◆ **PROBLEM DETAILS**:
Check each line of the listing for the word "screenshot" and report how many lines contain it, giving nothing but the number.

Web page code records

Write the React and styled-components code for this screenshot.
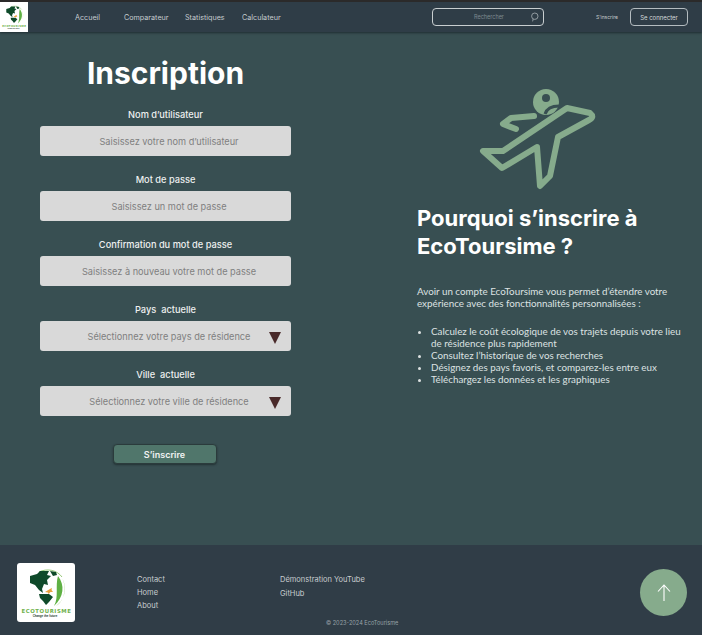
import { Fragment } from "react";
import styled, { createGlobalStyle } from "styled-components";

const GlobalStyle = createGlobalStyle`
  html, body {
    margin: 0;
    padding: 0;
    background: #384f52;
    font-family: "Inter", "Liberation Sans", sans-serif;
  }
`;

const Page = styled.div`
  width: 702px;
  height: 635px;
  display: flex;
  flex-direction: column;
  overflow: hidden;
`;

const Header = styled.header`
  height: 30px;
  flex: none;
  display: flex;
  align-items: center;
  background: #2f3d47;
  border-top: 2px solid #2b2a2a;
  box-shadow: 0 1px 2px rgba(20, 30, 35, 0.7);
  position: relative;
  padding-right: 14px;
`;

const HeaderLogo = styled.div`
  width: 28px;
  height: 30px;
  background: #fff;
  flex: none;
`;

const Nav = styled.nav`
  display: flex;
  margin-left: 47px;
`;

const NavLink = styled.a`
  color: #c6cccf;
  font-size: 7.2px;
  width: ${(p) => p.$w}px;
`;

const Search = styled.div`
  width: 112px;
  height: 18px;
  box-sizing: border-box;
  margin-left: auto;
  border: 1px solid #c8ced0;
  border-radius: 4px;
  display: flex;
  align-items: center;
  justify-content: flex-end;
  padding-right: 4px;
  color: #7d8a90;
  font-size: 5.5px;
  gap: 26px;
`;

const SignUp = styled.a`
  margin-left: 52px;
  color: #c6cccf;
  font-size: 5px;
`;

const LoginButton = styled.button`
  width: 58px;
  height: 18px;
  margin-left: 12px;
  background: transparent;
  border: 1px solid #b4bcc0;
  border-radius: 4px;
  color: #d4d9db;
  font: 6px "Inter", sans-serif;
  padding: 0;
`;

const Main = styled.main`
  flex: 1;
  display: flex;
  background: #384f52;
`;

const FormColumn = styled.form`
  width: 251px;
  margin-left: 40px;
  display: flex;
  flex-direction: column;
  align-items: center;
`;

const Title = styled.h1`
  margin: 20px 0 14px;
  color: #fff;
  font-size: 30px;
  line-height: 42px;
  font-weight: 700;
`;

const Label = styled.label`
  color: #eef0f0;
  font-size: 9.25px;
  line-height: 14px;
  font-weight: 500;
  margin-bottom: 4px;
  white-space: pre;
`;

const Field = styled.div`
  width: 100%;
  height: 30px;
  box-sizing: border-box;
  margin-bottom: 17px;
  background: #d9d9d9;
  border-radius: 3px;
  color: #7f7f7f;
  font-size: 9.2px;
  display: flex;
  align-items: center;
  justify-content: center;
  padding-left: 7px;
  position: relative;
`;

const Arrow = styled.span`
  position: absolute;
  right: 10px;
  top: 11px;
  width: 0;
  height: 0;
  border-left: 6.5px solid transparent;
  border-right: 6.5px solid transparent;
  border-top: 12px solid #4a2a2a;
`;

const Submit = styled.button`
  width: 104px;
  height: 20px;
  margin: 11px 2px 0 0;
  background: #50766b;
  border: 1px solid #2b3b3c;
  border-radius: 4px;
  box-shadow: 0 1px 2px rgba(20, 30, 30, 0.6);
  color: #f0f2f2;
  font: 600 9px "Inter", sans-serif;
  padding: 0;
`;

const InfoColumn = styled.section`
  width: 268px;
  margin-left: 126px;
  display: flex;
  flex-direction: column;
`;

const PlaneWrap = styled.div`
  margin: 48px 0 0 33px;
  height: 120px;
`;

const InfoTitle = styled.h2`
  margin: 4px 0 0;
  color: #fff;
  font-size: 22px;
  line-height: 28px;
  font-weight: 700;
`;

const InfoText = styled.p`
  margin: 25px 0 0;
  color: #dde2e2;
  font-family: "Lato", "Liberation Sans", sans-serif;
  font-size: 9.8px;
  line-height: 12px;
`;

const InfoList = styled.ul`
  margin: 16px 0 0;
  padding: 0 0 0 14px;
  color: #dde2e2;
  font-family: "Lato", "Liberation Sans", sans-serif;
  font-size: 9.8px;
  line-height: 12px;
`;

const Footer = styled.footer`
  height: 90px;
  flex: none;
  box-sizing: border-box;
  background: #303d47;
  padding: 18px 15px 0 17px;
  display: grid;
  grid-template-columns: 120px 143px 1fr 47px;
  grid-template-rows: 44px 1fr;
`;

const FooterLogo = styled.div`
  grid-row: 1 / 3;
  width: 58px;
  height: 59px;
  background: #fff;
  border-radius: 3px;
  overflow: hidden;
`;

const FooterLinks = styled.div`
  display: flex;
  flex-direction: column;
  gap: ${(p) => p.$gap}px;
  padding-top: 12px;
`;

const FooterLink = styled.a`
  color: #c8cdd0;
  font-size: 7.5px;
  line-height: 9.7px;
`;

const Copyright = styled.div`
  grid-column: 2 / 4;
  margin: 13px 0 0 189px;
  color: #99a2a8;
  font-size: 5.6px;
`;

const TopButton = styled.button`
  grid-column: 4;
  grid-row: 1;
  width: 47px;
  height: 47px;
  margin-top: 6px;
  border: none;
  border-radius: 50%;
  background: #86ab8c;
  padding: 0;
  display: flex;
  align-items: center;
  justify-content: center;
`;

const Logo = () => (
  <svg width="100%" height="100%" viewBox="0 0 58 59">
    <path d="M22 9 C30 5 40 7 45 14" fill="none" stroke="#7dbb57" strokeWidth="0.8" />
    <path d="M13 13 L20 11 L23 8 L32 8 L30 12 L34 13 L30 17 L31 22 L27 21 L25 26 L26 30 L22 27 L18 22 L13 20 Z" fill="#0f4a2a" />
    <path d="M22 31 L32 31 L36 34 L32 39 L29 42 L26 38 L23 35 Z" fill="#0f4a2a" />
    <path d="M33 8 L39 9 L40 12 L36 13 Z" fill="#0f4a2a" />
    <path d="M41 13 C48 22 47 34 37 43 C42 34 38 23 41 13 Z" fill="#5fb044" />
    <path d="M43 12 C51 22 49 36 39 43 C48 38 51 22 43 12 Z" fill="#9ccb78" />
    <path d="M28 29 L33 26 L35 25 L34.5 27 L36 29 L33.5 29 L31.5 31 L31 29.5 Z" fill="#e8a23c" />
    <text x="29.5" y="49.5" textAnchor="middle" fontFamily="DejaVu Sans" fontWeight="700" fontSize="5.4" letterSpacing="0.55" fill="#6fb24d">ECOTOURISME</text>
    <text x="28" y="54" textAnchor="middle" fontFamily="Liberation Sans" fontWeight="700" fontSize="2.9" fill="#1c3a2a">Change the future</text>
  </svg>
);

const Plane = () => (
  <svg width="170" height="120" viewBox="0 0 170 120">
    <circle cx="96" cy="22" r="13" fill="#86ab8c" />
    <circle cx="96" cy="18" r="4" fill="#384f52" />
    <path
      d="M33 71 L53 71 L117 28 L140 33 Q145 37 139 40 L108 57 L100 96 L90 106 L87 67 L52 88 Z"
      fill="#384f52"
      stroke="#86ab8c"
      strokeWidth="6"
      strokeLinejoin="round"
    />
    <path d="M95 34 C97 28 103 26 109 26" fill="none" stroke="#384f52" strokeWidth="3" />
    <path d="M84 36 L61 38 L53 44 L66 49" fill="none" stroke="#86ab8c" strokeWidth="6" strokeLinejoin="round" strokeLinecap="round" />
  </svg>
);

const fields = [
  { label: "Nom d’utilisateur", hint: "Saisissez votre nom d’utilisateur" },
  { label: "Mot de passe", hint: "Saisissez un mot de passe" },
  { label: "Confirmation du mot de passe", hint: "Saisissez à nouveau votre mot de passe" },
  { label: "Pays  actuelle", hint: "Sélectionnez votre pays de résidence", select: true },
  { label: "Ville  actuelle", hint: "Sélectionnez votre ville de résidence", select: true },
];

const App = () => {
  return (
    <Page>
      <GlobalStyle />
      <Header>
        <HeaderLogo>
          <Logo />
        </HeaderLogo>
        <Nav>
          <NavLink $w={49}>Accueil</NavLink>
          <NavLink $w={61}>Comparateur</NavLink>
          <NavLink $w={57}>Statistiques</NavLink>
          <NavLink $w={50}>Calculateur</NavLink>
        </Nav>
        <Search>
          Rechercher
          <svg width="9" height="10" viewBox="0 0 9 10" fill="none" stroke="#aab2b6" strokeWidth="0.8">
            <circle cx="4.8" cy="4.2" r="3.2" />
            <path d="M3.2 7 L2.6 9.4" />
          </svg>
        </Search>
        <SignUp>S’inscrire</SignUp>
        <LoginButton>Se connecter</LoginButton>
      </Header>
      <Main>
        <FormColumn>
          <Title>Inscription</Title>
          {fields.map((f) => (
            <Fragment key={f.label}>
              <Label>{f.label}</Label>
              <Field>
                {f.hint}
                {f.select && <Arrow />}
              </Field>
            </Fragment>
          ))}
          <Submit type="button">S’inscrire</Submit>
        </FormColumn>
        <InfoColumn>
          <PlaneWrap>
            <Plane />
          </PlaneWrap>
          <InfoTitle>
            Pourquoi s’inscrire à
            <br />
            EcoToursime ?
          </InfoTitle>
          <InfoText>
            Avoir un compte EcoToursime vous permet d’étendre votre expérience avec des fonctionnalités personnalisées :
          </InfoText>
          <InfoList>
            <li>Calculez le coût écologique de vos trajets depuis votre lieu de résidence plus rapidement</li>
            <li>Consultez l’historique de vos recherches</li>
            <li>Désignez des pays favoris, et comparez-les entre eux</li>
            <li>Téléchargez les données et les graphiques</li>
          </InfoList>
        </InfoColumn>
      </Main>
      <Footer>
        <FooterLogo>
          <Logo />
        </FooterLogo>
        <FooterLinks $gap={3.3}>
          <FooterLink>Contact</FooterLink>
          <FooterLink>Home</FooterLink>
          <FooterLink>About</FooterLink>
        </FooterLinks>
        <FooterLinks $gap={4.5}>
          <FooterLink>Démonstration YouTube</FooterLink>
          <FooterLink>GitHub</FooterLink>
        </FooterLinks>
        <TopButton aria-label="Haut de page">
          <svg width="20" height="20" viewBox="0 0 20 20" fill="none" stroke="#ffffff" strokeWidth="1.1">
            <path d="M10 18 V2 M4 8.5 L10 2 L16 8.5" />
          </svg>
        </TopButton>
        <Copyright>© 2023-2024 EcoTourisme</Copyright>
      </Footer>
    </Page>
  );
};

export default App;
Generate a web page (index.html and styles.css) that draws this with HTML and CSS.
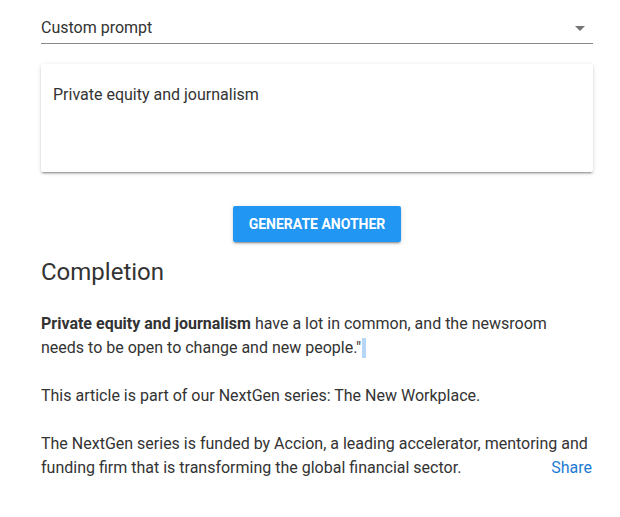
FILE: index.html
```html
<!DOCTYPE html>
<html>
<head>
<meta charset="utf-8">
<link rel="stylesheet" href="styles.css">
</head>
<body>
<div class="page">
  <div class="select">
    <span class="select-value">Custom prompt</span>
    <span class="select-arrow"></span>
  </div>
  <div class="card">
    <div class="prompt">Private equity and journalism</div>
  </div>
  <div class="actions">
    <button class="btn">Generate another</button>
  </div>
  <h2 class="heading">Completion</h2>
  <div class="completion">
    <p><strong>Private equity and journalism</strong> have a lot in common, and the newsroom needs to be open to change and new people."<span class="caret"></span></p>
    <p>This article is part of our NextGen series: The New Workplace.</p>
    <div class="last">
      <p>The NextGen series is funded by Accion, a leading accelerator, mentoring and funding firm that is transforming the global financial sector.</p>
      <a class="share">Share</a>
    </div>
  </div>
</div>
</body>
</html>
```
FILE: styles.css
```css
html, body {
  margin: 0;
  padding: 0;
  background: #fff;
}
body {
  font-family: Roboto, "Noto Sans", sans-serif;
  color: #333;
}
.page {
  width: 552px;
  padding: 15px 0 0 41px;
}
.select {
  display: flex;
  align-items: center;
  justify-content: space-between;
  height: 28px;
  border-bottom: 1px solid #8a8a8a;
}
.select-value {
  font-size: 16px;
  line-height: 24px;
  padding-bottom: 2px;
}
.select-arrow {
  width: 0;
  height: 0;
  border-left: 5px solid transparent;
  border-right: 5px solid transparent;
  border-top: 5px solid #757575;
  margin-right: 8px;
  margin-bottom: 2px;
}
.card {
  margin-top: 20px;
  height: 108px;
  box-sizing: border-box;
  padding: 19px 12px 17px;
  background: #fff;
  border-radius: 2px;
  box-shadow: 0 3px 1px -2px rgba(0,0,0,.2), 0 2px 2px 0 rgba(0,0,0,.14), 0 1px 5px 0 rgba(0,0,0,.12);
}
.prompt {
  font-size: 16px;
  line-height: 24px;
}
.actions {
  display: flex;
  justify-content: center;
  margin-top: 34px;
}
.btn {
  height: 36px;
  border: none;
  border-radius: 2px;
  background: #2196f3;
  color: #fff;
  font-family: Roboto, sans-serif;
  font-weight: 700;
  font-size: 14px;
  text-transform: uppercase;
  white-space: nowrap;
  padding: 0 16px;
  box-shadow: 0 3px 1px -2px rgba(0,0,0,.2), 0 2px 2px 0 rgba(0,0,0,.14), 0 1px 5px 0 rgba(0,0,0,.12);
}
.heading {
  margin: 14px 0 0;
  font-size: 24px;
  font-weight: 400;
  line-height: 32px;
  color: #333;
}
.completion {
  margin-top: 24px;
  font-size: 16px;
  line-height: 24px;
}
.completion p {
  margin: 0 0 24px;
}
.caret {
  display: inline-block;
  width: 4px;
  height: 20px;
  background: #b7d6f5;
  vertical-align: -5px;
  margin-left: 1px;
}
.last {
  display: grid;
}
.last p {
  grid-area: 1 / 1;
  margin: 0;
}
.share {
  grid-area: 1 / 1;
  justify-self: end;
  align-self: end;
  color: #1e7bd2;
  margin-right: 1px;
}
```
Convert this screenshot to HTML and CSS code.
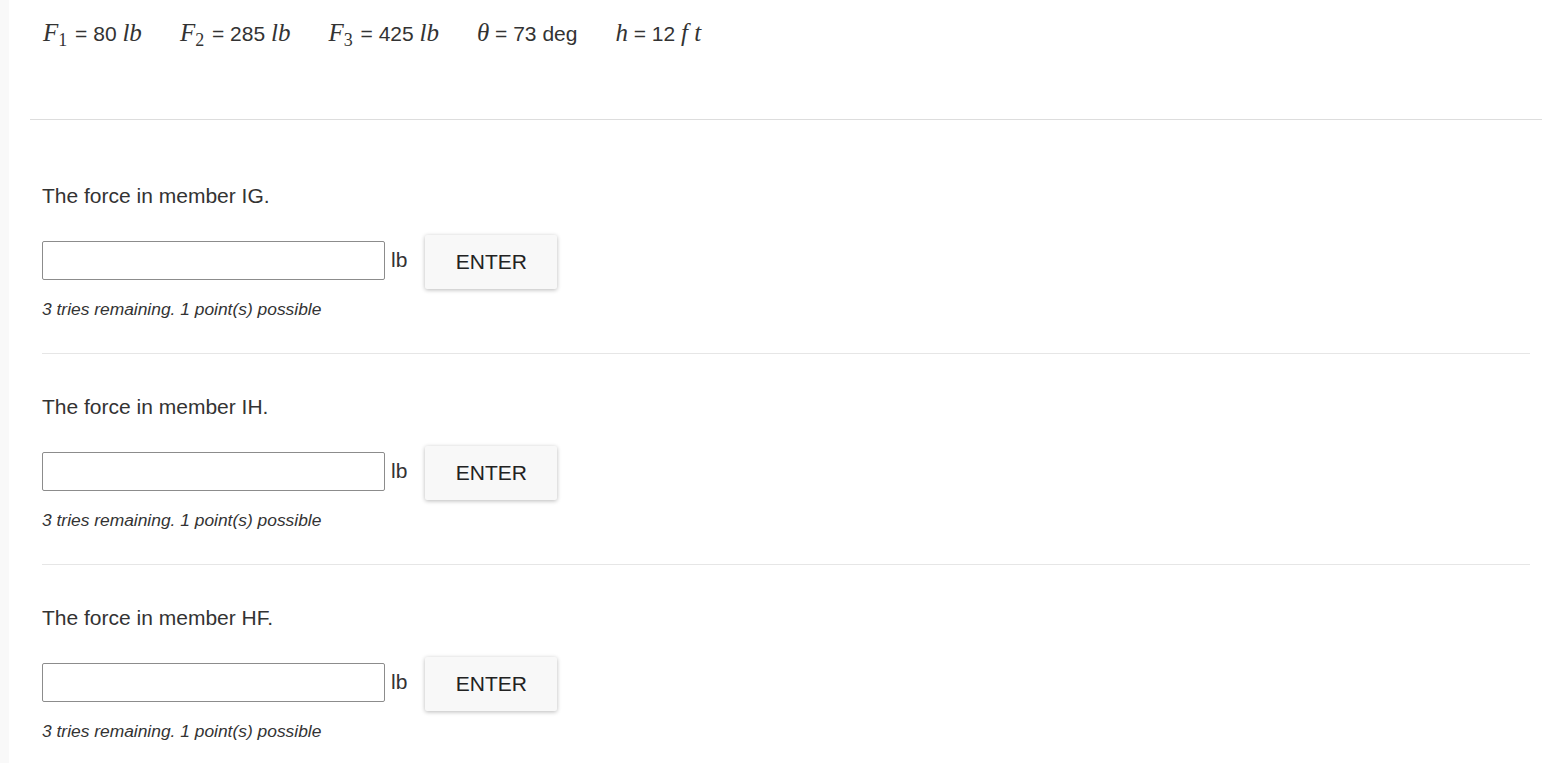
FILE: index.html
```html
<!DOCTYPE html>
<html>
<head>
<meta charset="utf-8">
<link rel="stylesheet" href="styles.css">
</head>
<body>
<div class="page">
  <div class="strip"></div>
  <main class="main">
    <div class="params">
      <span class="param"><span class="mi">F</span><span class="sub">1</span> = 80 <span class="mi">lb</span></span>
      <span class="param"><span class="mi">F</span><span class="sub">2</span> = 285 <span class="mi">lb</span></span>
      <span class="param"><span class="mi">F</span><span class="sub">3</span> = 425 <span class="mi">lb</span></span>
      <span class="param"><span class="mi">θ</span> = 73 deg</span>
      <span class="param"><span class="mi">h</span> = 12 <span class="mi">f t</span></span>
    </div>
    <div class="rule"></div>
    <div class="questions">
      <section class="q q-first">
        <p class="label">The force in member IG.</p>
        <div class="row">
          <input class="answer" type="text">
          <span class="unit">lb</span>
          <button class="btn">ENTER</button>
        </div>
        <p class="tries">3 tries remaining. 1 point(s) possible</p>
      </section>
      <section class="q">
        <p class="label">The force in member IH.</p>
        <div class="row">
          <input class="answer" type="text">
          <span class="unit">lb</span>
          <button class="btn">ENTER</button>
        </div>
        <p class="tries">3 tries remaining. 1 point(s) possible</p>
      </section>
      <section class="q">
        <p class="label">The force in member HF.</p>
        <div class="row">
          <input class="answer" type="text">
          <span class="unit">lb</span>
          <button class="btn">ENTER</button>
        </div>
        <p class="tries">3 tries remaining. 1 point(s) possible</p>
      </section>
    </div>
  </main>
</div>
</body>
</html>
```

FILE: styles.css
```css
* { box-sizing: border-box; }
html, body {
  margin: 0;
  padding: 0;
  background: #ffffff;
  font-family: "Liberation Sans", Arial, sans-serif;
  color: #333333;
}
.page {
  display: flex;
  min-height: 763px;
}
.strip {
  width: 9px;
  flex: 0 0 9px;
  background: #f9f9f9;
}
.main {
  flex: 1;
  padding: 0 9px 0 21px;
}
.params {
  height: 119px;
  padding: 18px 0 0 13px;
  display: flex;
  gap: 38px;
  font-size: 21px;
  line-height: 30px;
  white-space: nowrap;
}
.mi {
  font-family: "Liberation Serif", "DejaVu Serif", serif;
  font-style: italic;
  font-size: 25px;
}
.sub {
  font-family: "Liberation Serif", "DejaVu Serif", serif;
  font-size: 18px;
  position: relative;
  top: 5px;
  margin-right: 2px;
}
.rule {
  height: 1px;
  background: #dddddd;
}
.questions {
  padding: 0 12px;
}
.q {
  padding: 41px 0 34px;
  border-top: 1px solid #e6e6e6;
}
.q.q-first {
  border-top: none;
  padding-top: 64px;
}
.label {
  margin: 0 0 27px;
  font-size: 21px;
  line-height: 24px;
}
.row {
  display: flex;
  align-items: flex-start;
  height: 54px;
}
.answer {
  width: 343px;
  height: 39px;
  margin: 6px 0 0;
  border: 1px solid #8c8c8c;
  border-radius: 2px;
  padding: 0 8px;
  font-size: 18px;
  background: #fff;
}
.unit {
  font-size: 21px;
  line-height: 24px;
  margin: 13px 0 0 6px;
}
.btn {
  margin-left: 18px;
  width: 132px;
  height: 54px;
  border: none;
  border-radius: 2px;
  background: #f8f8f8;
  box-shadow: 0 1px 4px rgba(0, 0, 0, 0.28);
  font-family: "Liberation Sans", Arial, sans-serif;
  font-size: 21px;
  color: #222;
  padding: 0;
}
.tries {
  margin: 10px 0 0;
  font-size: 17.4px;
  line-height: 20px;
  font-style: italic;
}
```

◆ **WRITTEN ANSWER**:
2